Bulgarian hotels protest over delayed payments for hosting Ukrainian refugees

Hoteliers from Bulgaria’s Black Sea resort of Sunny Beach and Ukrainian refugees protested on July 19 because of delays in payments from the state under a programme for accommodating the refugees.

This was the latest such protest by hoteliers in various parts of Bulgaria’s Black Sea coast in recent days over the delayed payments issue.

“The state is not fulfilling its commitment under the programme. The situation is critical,” Radostin Dachev, a hotelier from Sunny Beach, told Bulgarian National Radio.

“Under the first programme, there are partially unpaid amounts for the months of March and April to some hoteliers and no payment for May to any of the hoteliers,” Dachev said.

According to the second programne, that took effect from June 1, according to which sums of 10 or 15 leva per person per day are to be paid out, depending on whether with meals or without, no funds have been paid either, he said.

“Colleagues take out bank loans to maintain their facilities and pay for electricity, water and food. It is intolerable,” Dachev said.

On July 17, the Bulgarian Hotel and Restaurant Association (BHRA) said that it had written to outgoing Prime Minister Kiril Petkov, Deputy PM and Finance Minister Assen Vassilev and the head of Parliament’s committee on tourism Ilin Dimitrov, with a copy to Tourism Minister Hristo Prodanov, after receiving many complaints from BHRA members about unpaid amounts.

Prodanov told bTV on July 19 that the funds for the months of March and April under the programme would be paid by the end of the week.

In a statement on July 18, the Tourism Ministry said that it had to process a huge amount of data on the participants in the first programme, also attributing the delay to having to review applications with corrections and unreported nights from previous periods.

The ministry said that checks were carried out through lists provided by the State Agency for Refugees, the Border Police and the National Revenue Agency.

“It should be taken into account that until April 15, the registers counted Ukrainian citizens through the persons’ passports. After that date, the personal number of the foreigner, by which the overnight stays are counted. This circumstance requires additional checks,” the Ministry of Tourism states.
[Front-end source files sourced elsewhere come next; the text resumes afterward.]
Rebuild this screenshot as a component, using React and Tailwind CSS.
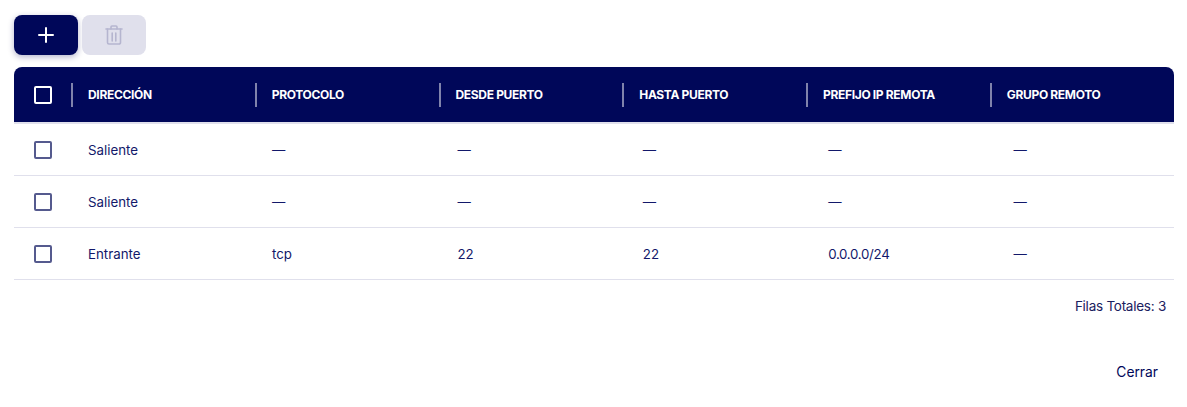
import { Plus } from 'lucide-react'

const headers = ['Dirección', 'Protocolo', 'Desde puerto', 'Hasta puerto', 'Prefijo IP remota', 'Grupo remoto']

const rows = [
    ['Saliente', '—', '—', '—', '—', '—'],
    ['Saliente', '—', '—', '—', '—', '—'],
    ['Entrante', 'tcp', '22', '22', '0.0.0.0/24', '—'],
]

function TrashIcon() {
    return (
        <svg width="18" height="20" viewBox="0 0 18 20" fill="none" stroke="#b5b5cf" strokeWidth="1.6" strokeLinecap="round">
            <path d="M1 4h16" />
            <path d="M6 4V2a1 1 0 0 1 1-1h4a1 1 0 0 1 1 1v2" />
            <path d="M2.5 4v13.5a1.5 1.5 0 0 0 1.5 1.5h10a1.5 1.5 0 0 0 1.5-1.5V4" />
            <path d="M7.2 8v8" />
            <path d="M10.8 8v8" />
        </svg>
    )
}

export default function App() {
    return (
        <div className="w-[1187px] h-[407px] bg-white pl-[14px] pr-[13px] pt-[15px] text-[#000759] font-['Inter',sans-serif] overflow-hidden">
            <div className="flex gap-1">
                <button className="w-16 h-10 rounded-lg bg-[#000759] flex items-center justify-center shadow-[0_2px_6px_rgba(0,7,89,0.3)]">
                    <Plus size={24} color="#ffffff" strokeWidth={2} />
                </button>
                <button className="w-16 h-10 rounded-lg bg-[#e0e0ec] flex items-center justify-center">
                    <TrashIcon />
                </button>
            </div>

            <div className="mt-3 h-[57px] rounded-t-lg bg-[#000759] border-b-2 border-[#e0e0ec] flex items-center overflow-hidden">
                <div className="w-[57px] shrink-0 pl-5">
                    <span className="block w-[18px] h-[18px] rounded-[2px] border-2 border-white" />
                </div>
                {headers.map((h) => (
                    <div key={h} className="w-[183.75px] shrink-0 h-6 flex items-center border-l-2 border-[#8083ac] pl-[15px] text-xs font-bold uppercase text-white tracking-[-0.33px]">
                        {h}
                    </div>
                ))}
                <div className="ml-auto h-6 w-[1px] bg-[#8083ac]" />
            </div>

            {rows.map((row, i) => (
                <div key={i} className="h-[52px] border-b border-[#e0e0ec] flex items-center text-[13.3px] text-[#12186a] overflow-hidden">
                    <div className="w-[74px] shrink-0 pl-5">
                        <span className="block w-[18px] h-[18px] rounded-[2px] border-2 border-[#555a8e]" />
                    </div>
                    {row.map((cell, j) => (
                        <div key={j} className={(j === 0 ? 'w-[184px]' : 'w-[185.4px]') + ' shrink-0 pt-0.5' + (cell === '0.0.0.0/24' ? ' tracking-[-0.3px]' : '')}>{cell}</div>
                    ))}
                </div>
            ))}

            <div className="mt-[18px] pr-2 text-right text-[13.5px] leading-[17px] text-[#1a2060] tracking-[-0.25px]">Filas Totales: 3</div>

            <div className="mt-[49px] pr-4 text-right text-[13.8px] leading-[17px]">Cerrar</div>
        </div>
    )
}
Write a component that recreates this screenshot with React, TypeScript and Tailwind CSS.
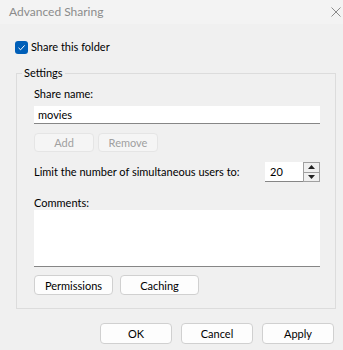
import React from 'react';

function WinButton({
  label,
  disabled = false,
  className = '',
}: {
  label: string;
  disabled?: boolean;
  className?: string;
}) {
  return (
    <button
      type="button"
      disabled={disabled}
      className={
        disabled
          ? `flex items-center justify-center rounded-[4px] border border-[#e5e5e5] bg-[#f5f5f5] text-[11px] leading-none text-[#a0a0a0] ${className}`
          : `flex items-center justify-center rounded-[4px] border border-[#d0d0d0] bg-[#fdfdfd] text-[11px] leading-none text-black ${className}`
      }
    >
      {label}
    </button>
  );
}

export default function App() {
  return (
    <div
      className="relative h-[350px] w-[343px] overflow-hidden bg-[#f0f0f0] text-[11px] leading-[16px] text-black"
      style={{ fontFamily: 'Lato, "Noto Sans", Arial, sans-serif' }}
    >
      {/* Title bar */}
      <div className="flex h-[24px] items-center justify-between bg-[#f3f3f3] pl-[9px] pr-[2px]">
        <span className="text-[12px] text-[#8b8b8b]">Advanced Sharing</span>
        <svg width="10" height="10" viewBox="0 0 10 10">
          <path d="M0.5 0.5 L9.5 9.5 M9.5 0.5 L0.5 9.5" stroke="#8a8a8a" strokeWidth="1" />
        </svg>
      </div>

      {/* Share this folder */}
      <div className="ml-[15px] mt-[15px] flex h-[16px] items-center gap-[3px]">
        <span className="flex h-[13px] w-[13px] items-center justify-center rounded-[3px] bg-[#005fb8]">
          <svg width="9" height="9" viewBox="0 0 9 9">
            <path d="M1.5 4.8 L3.6 6.8 L7.6 2.4" fill="none" stroke="#ffffff" strokeWidth="1" />
          </svg>
        </span>
        <span>Share this folder</span>
      </div>

      {/* Settings group */}
      <fieldset className="mx-[16px] mt-[10px] w-[320px] border border-[#dcdcdc]">
        <legend className="ml-[5px] px-[2px] leading-[16px]">Settings</legend>
        <div className="flex flex-col pb-[13px] pl-[17px] pr-[15px] pt-[5px]">
          <span className="h-[16px]">Share name:</span>
          <div className="mt-[4px] flex h-[18px] items-center border-b border-[#868686] bg-white pl-[4px]">
            movies
          </div>
          <div className="mt-[9px] flex gap-[4px]">
            <WinButton label="Add" disabled className="h-[19px] w-[60px]" />
            <WinButton label="Remove" disabled className="h-[19px] w-[60px]" />
          </div>
          <div className="mt-[10px] flex h-[20px] items-center justify-between">
            <span className="whitespace-nowrap">Limit the number of simultaneous users to:</span>
            <div className="flex h-[20px]">
              <div className="flex w-[38px] items-center border-b border-[#868686] bg-white pl-[5px]">20</div>
              <div className="flex w-[17px] flex-col border border-[#a0a0a0] bg-[#f0f0f0]">
                <div className="flex flex-1 items-center justify-center border-b border-[#a0a0a0]">
                  <svg width="7" height="4" viewBox="0 0 7 4">
                    <path d="M0 4 L3.5 0 L7 4 Z" fill="#222" />
                  </svg>
                </div>
                <div className="flex flex-1 items-center justify-center">
                  <svg width="7" height="4" viewBox="0 0 7 4">
                    <path d="M0 0 L3.5 4 L7 0 Z" fill="#222" />
                  </svg>
                </div>
              </div>
            </div>
          </div>
          <span className="mt-[14px] h-[14px] leading-[14px]">Comments:</span>
          <div className="h-[57px] border-b border-[#868686] bg-white" />
          <div className="mt-[8px] flex gap-[7px]">
            <WinButton label="Permissions" className="h-[20px] w-[79px]" />
            <WinButton label="Caching" className="h-[20px] w-[79px]" />
          </div>
        </div>
      </fieldset>

      {/* Footer */}
      <div className="mr-[9px] mt-[14px] flex justify-end gap-[9px]">
        <WinButton label="OK" className="h-[21px] w-[72px]" />
        <WinButton label="Cancel" className="h-[21px] w-[72px]" />
        <WinButton label="Apply" className="h-[21px] w-[72px]" />
      </div>
    </div>
  );
}
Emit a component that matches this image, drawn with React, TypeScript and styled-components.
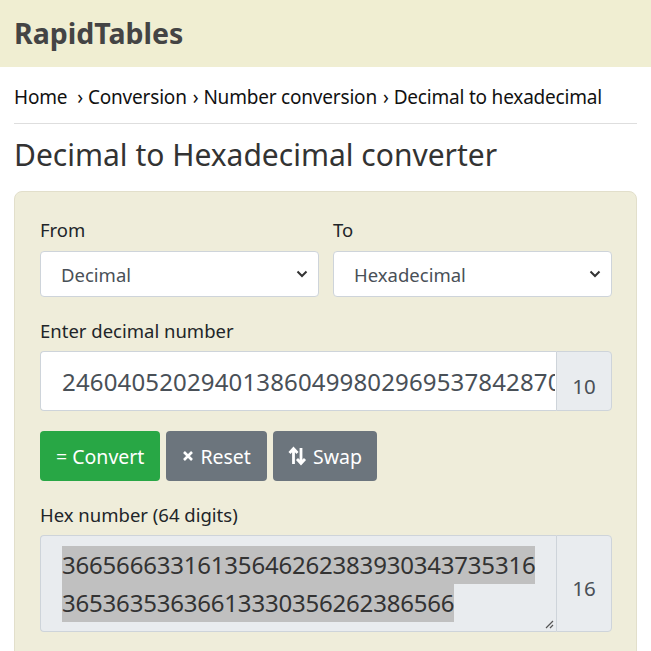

The BHRA July 17 statement said that in regard to the numerous inquiries by its members to the Tourism Ministry about the delayed payments issue “no one from the ministry has given them a meaningful answer as to when they can expect to receive the funds they are owed”.

BHRA head Georgi Shterev said that the association had been told by Dimitrov, in response to its inquiries, that the funds owed to hoteliers would be voted on at a regular Cabinet meeting on July 20.

According to the most recent update on the Bulgarian government’s dedicated portal on Ukrainian refugees who have temporary protection in Bulgaria, a total of 25 605 are currently accommodated.

Figures on the portal showed that since the February 2022 start of Russia’s current war on Ukraine, 450 131 Ukrainians had entered Bulgaria, and 87 245 remained in the country.